McLaren’s solicitor Tony Hargreaves complained to the Tasmanian DPP of the persistent characterisation of his client as an “unlicenced private investigator” and stated McLaren had never in his life worked as an unlicenced private investigator. At the Directions hearing Van de Weil QC made the judge aware of this unwelcome undercurrent, and read out the response by the DPP who stated McLaren was required to hold a licence pursuant to the provisions of the Security and Investigations Act 2002, and that McLaren had never been licenced.
Correct: McLaren is not a licenced private investigator because he is a writer. “Investigative journalists hold authorities to account,” McLaren likes to point out.

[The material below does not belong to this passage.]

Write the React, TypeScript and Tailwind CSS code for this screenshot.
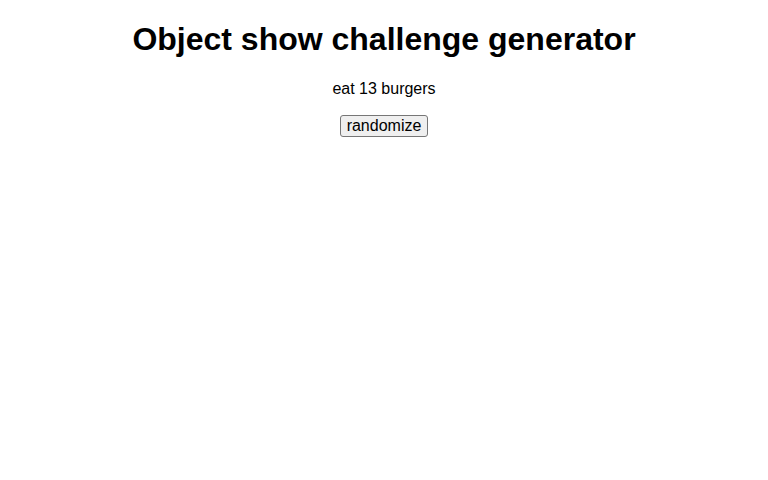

Since leaving the police he has, like Joseph Wambaugh the famed author, ex detective in USA, applied his skill to his writing. McLaren’s first book, Infiltration, is the true story of his efforts as a suit and tie detective and the undercover agent who infiltrated the Mafia. McLaren followed this up with On the Run, a novel that details the exploits of Cole Goodwin, McLaren’s real-life Mafia alias, which has been adapted to a screenplay.
McLaren’s third book, Sunflower, is a historical work graphically depicting the real life experiences of his own grandfather, one of Australia’s longest-serving foot soldiers from the First World War. McLaren co-wrote the fourth Underbelly book with Andrew Rule and John Silvester. And then in 2013, he published JFK: The Smoking Gun, unravelling all the evidence. ALL the evidence.
Neill-Fraser was convicted in 2010 of murdering her partner Bob Chappell and has been incarcerated since her arrest on August 20, 2009. Her conviction remains hotly disputed.
* NOTE: our review of McLaren’s new book, Southern Justice, will be published on January 29, 2019.